Rows from a dataset of pages and code
"""

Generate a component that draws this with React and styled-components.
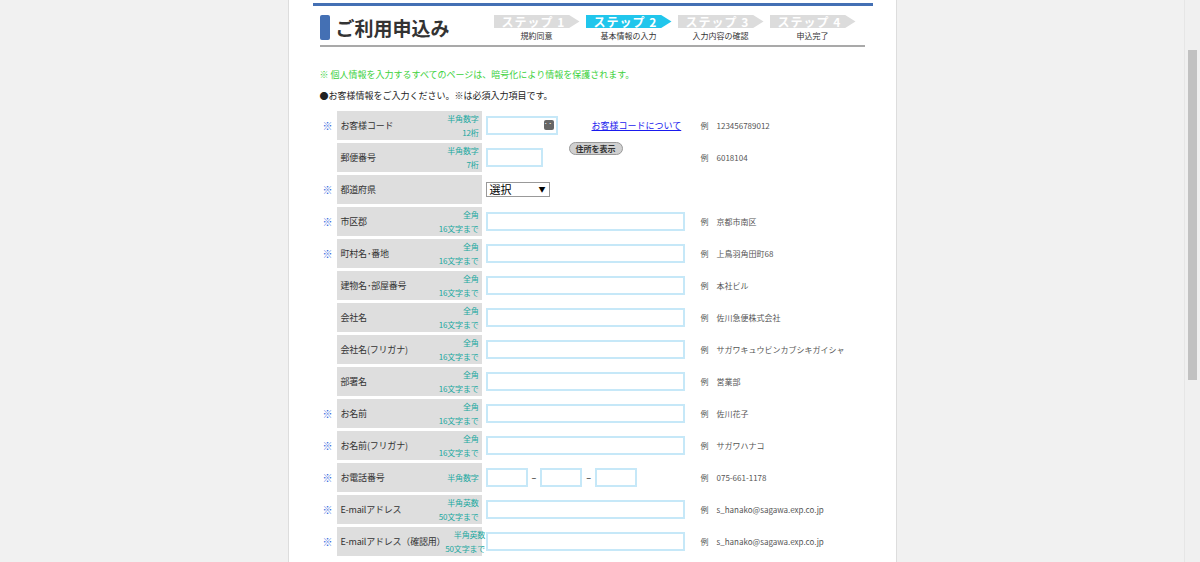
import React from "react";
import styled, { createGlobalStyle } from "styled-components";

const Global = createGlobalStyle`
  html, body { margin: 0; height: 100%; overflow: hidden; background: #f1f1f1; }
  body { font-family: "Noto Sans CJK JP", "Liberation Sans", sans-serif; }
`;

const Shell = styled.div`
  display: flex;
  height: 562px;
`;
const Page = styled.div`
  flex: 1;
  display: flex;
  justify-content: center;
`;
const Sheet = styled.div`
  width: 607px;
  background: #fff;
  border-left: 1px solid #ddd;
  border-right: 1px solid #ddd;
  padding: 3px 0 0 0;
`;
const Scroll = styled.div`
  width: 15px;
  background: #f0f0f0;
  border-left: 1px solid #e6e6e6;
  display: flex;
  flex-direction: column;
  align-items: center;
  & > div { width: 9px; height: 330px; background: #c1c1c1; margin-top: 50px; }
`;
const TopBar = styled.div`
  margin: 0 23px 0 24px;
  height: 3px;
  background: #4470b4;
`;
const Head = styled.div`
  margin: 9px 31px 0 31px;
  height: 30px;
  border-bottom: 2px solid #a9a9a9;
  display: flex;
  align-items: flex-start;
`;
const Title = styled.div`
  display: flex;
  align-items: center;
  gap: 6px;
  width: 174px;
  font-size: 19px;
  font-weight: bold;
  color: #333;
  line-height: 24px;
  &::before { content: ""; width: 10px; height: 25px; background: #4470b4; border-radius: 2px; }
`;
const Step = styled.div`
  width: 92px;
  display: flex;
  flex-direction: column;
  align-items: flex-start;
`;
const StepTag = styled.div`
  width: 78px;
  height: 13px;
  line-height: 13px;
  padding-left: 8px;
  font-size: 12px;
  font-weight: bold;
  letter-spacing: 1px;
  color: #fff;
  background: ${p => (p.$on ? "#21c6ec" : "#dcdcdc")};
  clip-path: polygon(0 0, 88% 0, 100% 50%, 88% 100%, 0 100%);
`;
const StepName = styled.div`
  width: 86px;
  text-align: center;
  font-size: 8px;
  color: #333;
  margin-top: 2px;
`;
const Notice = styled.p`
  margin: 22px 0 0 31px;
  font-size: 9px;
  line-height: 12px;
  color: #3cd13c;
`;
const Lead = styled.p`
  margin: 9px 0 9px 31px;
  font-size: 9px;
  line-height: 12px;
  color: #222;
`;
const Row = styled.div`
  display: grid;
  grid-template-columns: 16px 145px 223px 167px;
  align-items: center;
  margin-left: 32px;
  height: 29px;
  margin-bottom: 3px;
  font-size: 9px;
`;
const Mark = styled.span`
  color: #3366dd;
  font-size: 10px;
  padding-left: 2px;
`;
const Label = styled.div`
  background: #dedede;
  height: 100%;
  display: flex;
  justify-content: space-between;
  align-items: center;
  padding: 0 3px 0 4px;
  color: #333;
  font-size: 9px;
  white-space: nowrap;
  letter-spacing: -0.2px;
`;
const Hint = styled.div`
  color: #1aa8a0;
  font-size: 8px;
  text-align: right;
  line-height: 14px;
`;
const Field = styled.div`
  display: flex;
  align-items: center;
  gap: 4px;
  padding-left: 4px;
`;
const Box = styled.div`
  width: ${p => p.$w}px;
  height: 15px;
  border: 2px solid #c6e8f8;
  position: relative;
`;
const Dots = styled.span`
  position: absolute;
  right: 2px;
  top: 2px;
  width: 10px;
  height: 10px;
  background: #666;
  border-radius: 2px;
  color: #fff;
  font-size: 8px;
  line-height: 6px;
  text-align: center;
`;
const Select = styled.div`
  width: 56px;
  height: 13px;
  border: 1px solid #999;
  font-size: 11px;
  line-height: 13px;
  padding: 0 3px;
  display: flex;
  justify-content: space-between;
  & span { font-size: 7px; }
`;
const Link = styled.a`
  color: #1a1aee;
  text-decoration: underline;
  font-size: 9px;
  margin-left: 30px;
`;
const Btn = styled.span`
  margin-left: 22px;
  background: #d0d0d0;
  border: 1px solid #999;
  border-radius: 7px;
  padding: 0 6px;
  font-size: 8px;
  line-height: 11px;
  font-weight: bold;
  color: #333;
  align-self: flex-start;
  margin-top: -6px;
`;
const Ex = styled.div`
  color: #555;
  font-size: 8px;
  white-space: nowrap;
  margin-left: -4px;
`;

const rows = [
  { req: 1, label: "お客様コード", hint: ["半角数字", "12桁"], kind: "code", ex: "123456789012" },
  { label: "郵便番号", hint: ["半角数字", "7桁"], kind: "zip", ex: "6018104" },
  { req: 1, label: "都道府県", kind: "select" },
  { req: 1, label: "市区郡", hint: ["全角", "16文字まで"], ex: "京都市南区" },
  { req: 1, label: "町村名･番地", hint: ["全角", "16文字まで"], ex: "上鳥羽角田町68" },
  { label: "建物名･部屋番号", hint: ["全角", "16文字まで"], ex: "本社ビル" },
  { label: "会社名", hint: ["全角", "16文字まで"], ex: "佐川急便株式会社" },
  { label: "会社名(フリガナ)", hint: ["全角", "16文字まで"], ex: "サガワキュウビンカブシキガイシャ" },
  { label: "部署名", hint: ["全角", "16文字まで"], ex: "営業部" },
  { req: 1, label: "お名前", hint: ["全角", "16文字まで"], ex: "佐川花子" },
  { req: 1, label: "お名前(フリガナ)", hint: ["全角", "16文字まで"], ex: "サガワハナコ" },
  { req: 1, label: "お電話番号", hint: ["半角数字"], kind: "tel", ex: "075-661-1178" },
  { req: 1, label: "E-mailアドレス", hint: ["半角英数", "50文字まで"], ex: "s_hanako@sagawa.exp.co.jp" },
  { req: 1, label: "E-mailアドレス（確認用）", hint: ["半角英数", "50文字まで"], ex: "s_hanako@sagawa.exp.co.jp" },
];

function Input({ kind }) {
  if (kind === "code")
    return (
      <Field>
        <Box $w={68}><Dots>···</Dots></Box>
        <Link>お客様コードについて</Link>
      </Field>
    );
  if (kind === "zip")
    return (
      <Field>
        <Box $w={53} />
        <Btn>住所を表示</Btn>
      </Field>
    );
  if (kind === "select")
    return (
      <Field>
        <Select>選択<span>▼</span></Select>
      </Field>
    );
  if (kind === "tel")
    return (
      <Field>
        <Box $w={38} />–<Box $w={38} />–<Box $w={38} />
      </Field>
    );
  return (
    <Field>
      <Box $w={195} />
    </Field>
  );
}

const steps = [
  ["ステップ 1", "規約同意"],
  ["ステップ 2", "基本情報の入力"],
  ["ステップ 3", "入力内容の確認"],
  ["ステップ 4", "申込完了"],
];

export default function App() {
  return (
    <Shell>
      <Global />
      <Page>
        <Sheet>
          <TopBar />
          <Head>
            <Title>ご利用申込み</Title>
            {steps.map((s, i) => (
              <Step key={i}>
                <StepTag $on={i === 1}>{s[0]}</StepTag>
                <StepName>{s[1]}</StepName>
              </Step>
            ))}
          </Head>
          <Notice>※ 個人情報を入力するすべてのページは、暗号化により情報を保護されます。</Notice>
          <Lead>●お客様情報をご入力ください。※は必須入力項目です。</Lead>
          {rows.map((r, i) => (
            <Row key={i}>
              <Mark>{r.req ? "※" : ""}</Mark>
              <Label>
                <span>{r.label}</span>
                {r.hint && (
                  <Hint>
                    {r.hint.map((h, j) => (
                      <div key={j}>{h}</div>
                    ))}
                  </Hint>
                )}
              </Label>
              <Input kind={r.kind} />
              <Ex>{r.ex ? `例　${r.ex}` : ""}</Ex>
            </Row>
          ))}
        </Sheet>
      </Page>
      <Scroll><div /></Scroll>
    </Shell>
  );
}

"""
"""

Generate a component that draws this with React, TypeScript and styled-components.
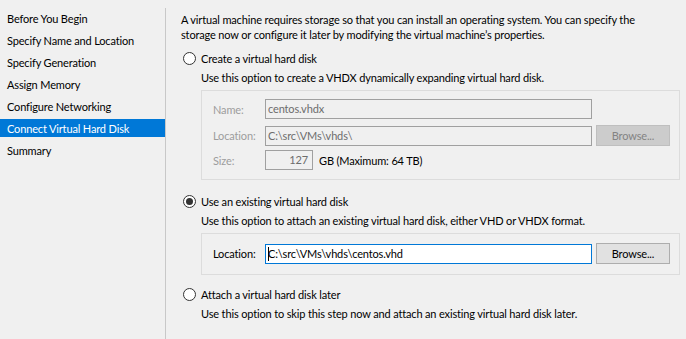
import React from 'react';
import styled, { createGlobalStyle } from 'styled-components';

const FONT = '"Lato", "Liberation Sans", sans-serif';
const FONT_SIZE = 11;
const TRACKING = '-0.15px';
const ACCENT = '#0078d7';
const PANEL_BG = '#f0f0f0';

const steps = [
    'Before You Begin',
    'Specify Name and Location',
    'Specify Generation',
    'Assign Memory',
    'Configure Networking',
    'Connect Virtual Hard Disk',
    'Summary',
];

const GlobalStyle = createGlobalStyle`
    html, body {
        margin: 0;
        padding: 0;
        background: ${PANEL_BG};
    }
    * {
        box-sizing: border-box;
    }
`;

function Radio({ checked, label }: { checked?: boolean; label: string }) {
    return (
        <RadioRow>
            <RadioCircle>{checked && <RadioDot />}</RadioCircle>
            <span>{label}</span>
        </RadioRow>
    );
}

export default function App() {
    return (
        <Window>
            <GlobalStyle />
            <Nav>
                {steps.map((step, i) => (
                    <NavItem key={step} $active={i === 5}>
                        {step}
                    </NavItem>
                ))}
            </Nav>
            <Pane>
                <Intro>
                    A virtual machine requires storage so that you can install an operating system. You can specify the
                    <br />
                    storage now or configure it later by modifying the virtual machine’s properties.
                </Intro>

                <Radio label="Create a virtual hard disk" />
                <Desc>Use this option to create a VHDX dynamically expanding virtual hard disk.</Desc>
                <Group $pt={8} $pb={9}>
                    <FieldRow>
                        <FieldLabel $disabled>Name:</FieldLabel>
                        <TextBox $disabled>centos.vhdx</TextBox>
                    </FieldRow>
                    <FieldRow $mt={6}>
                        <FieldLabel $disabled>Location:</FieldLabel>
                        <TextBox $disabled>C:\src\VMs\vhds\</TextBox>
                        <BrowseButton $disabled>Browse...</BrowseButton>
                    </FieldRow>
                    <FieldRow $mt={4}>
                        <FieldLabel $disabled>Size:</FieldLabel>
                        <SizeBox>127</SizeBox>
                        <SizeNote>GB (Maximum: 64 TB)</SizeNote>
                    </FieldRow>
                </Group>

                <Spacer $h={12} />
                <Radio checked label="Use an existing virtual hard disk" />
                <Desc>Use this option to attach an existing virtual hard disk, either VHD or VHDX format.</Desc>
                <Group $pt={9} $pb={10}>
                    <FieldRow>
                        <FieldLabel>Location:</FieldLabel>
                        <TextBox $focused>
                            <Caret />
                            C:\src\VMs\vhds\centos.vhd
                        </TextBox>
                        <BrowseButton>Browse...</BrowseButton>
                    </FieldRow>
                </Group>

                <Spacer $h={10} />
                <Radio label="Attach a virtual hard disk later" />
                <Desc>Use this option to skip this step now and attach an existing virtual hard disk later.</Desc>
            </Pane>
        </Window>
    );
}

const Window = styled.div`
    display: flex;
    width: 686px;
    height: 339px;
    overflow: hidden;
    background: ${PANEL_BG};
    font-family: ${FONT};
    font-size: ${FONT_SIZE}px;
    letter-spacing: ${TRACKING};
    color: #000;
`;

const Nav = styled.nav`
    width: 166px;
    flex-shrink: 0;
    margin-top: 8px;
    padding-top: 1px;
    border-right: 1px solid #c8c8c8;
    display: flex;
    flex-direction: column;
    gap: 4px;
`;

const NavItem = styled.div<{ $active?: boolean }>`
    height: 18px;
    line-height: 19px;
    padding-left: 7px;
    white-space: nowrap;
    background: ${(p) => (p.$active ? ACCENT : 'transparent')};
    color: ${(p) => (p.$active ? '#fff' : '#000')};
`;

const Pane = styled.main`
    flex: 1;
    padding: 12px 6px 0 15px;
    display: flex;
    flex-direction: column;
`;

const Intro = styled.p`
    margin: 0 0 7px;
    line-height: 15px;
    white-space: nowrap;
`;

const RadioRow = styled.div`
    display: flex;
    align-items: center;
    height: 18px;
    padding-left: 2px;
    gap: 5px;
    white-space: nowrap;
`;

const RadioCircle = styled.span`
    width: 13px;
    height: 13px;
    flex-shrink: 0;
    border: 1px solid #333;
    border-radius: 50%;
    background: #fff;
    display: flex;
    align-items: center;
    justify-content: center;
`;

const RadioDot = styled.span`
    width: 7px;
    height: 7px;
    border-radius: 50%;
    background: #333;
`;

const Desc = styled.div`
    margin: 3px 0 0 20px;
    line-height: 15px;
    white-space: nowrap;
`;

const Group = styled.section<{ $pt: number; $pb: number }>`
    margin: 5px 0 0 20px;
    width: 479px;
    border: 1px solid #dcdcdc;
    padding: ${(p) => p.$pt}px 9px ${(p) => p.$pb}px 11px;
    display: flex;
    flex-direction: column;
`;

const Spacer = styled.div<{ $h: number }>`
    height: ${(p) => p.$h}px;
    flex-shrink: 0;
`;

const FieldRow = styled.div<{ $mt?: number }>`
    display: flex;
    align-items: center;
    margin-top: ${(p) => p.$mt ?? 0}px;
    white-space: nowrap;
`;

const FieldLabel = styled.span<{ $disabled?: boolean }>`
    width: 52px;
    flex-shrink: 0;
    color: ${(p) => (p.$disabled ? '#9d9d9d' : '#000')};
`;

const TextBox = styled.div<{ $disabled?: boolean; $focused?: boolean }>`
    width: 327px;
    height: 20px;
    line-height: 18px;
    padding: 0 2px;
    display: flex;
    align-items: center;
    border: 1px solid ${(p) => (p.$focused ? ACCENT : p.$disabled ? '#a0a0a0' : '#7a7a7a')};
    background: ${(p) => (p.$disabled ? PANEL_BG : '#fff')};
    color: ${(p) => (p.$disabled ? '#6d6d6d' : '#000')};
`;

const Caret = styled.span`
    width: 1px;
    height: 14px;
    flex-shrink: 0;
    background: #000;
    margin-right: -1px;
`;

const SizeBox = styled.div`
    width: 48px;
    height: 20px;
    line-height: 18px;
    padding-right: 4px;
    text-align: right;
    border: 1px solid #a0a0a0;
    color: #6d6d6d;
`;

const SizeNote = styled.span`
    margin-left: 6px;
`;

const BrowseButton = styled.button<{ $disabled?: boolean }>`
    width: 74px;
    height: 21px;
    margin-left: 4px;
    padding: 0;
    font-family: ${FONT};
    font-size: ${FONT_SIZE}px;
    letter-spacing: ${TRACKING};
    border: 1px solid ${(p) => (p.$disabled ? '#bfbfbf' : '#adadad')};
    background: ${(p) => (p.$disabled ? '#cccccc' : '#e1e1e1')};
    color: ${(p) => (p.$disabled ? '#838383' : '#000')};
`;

"""

- [Stated problem]:
Show every line where the string "draws" appears.

- [Solution to this task]:
Generate a component that draws this with React and styled-components.
Generate a component that draws this with React, TypeScript and styled-components.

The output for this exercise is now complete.